> [Request] Go through the records line by line and work out how many lines hold the word "page". Answer with the number only.

> [Records shown]
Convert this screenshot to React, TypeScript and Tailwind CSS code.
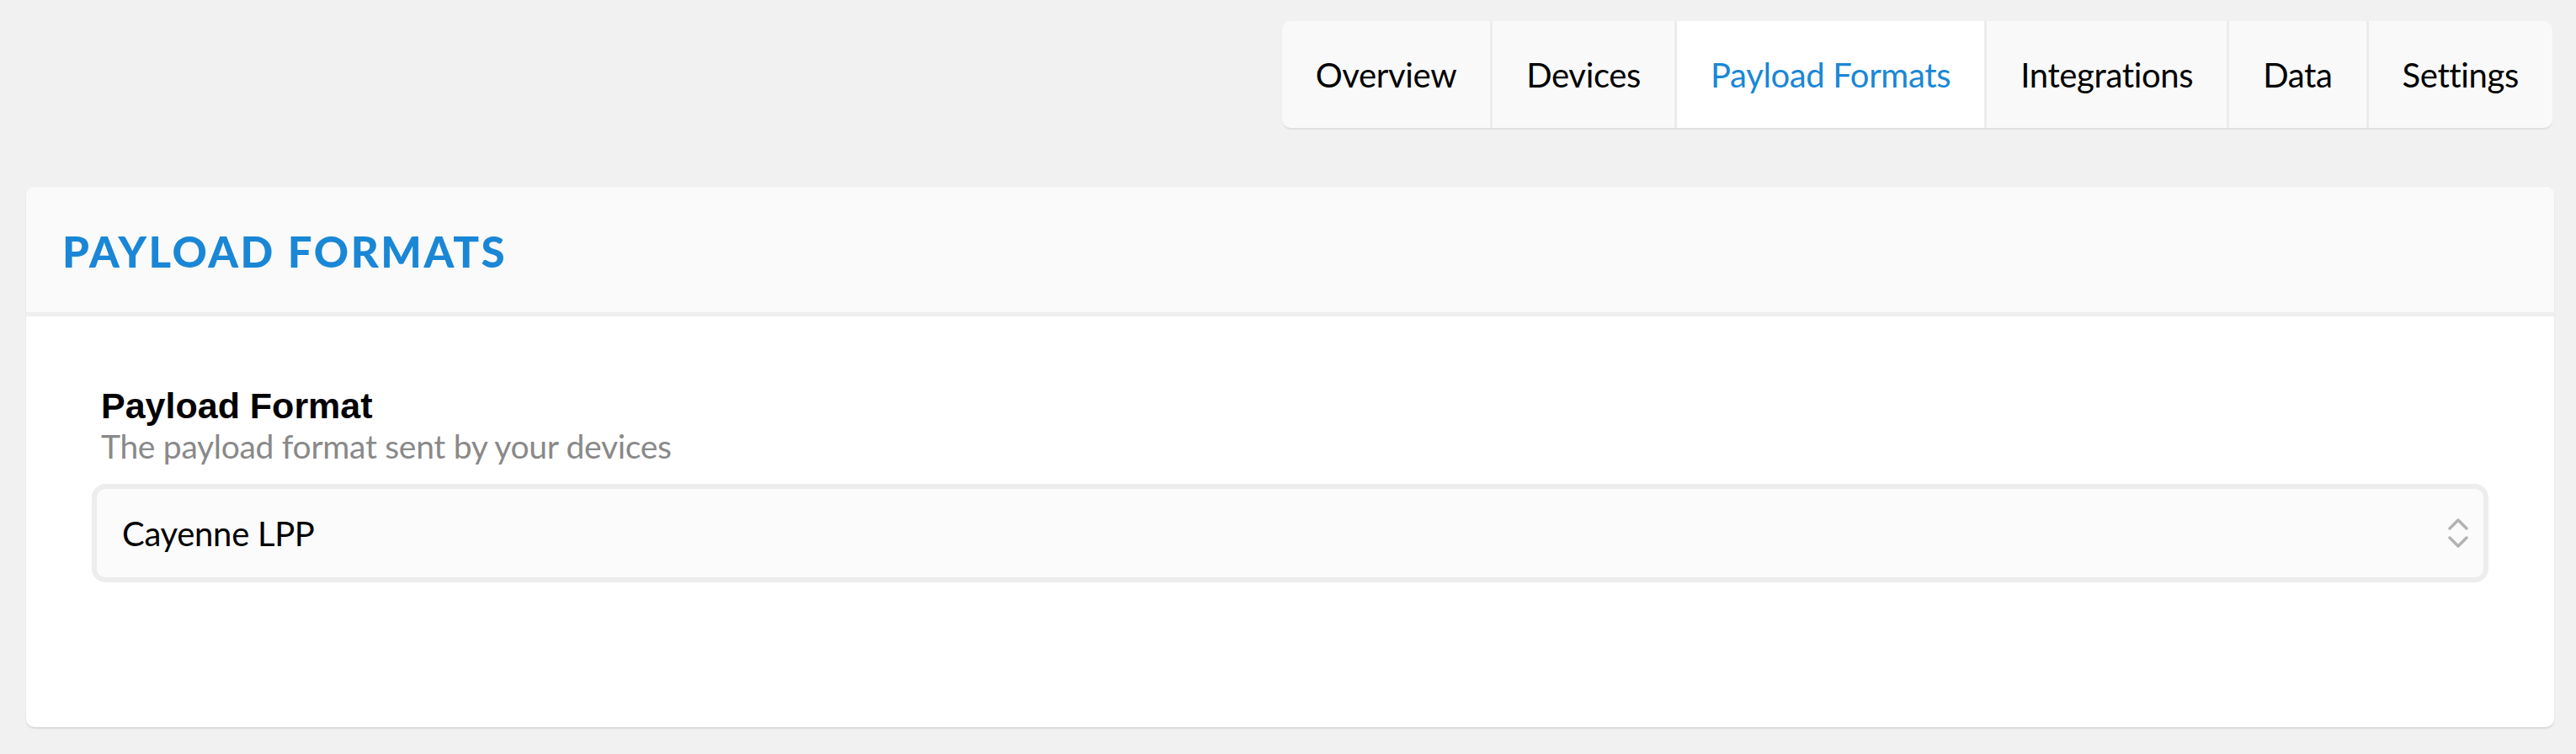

==

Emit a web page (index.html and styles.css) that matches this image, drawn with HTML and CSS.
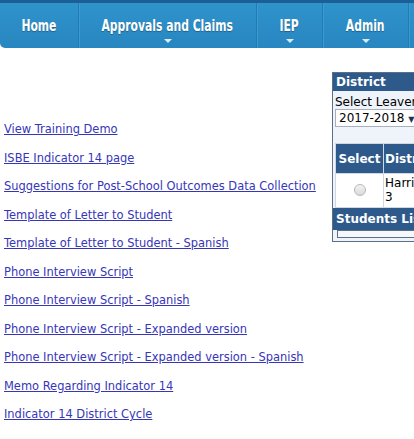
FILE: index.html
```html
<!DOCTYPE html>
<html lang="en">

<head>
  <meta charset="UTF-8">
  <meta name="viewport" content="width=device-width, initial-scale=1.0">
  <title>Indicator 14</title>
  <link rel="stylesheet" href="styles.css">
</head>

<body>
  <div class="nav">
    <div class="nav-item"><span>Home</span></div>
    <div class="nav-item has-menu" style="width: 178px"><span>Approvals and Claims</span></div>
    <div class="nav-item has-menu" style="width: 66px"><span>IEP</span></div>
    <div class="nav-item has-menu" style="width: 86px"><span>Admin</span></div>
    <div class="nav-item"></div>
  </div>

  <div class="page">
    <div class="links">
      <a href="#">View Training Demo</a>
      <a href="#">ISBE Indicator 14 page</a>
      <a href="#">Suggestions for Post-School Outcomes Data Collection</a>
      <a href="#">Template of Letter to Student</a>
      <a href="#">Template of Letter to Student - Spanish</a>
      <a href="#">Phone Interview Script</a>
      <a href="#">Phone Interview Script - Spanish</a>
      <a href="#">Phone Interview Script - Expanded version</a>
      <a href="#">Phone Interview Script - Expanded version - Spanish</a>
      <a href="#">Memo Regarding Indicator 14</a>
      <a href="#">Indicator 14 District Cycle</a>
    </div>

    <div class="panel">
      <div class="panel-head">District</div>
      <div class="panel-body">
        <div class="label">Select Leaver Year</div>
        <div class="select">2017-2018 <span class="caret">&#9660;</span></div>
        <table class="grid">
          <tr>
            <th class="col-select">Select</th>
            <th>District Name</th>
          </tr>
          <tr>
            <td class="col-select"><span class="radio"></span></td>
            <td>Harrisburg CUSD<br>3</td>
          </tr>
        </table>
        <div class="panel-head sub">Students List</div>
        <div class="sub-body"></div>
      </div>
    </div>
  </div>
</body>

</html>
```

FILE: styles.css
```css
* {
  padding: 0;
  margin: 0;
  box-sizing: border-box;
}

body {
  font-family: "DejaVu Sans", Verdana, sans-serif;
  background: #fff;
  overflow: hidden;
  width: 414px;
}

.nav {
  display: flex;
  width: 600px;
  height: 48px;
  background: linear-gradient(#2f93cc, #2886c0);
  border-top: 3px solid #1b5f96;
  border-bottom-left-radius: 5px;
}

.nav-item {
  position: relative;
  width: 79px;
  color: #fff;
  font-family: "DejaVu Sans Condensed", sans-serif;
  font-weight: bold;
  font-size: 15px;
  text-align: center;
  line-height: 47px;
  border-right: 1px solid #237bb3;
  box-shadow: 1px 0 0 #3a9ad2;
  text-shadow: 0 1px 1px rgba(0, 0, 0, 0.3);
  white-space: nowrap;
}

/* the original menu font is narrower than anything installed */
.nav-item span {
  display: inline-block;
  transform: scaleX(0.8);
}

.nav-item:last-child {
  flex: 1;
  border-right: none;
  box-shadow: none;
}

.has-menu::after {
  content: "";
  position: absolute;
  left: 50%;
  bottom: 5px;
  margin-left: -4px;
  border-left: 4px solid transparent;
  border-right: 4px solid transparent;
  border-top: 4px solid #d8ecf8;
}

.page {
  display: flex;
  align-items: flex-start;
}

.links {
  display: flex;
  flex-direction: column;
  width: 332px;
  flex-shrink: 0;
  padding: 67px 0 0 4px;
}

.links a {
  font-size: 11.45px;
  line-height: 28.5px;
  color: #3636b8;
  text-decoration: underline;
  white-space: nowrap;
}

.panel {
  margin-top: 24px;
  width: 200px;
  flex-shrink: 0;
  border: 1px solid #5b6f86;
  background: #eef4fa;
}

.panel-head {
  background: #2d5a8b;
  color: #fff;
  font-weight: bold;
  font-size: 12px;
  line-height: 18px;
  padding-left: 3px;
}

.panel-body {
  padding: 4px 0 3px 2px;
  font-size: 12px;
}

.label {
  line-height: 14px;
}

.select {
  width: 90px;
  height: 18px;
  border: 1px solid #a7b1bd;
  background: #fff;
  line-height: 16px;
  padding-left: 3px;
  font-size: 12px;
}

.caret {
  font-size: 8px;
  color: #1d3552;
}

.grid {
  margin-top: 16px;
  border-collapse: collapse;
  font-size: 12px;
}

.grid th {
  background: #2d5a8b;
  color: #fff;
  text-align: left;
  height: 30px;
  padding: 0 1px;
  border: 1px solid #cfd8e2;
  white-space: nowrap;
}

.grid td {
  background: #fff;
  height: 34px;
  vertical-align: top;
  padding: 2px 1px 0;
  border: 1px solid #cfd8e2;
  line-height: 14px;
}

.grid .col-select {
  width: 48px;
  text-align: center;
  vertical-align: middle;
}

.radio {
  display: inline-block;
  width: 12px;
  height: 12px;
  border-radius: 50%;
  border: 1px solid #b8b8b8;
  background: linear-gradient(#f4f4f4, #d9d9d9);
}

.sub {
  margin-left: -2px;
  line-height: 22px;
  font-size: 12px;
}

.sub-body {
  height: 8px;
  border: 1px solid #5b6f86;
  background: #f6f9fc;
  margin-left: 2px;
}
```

==

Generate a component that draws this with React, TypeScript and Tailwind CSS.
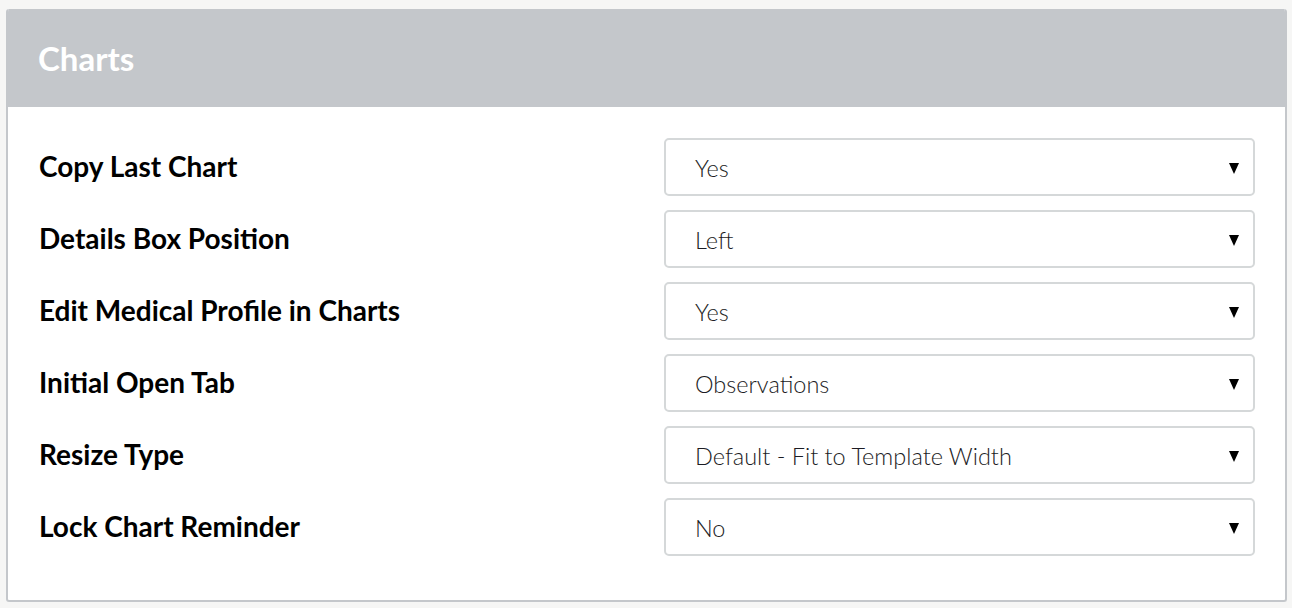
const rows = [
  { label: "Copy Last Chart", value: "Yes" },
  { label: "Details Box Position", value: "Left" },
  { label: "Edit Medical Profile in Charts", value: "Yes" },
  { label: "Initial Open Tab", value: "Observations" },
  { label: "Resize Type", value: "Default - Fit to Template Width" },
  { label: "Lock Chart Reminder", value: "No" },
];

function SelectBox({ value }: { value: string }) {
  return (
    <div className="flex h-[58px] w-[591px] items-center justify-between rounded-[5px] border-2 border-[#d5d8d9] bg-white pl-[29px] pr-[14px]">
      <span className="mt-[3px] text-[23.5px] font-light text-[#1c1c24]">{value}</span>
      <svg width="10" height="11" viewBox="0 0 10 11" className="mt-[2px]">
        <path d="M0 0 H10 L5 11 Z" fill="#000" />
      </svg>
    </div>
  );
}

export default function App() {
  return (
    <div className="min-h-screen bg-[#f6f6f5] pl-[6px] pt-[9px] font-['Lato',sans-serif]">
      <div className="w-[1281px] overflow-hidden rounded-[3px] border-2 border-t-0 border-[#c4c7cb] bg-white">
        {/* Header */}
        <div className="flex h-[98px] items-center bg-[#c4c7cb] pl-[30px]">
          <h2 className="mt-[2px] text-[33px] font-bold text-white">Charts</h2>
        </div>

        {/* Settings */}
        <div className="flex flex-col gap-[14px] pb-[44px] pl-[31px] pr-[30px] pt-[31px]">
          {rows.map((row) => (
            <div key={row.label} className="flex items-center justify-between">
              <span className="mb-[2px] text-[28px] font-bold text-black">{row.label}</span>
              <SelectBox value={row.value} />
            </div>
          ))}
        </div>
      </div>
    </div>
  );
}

> [Solution for this exercise] 4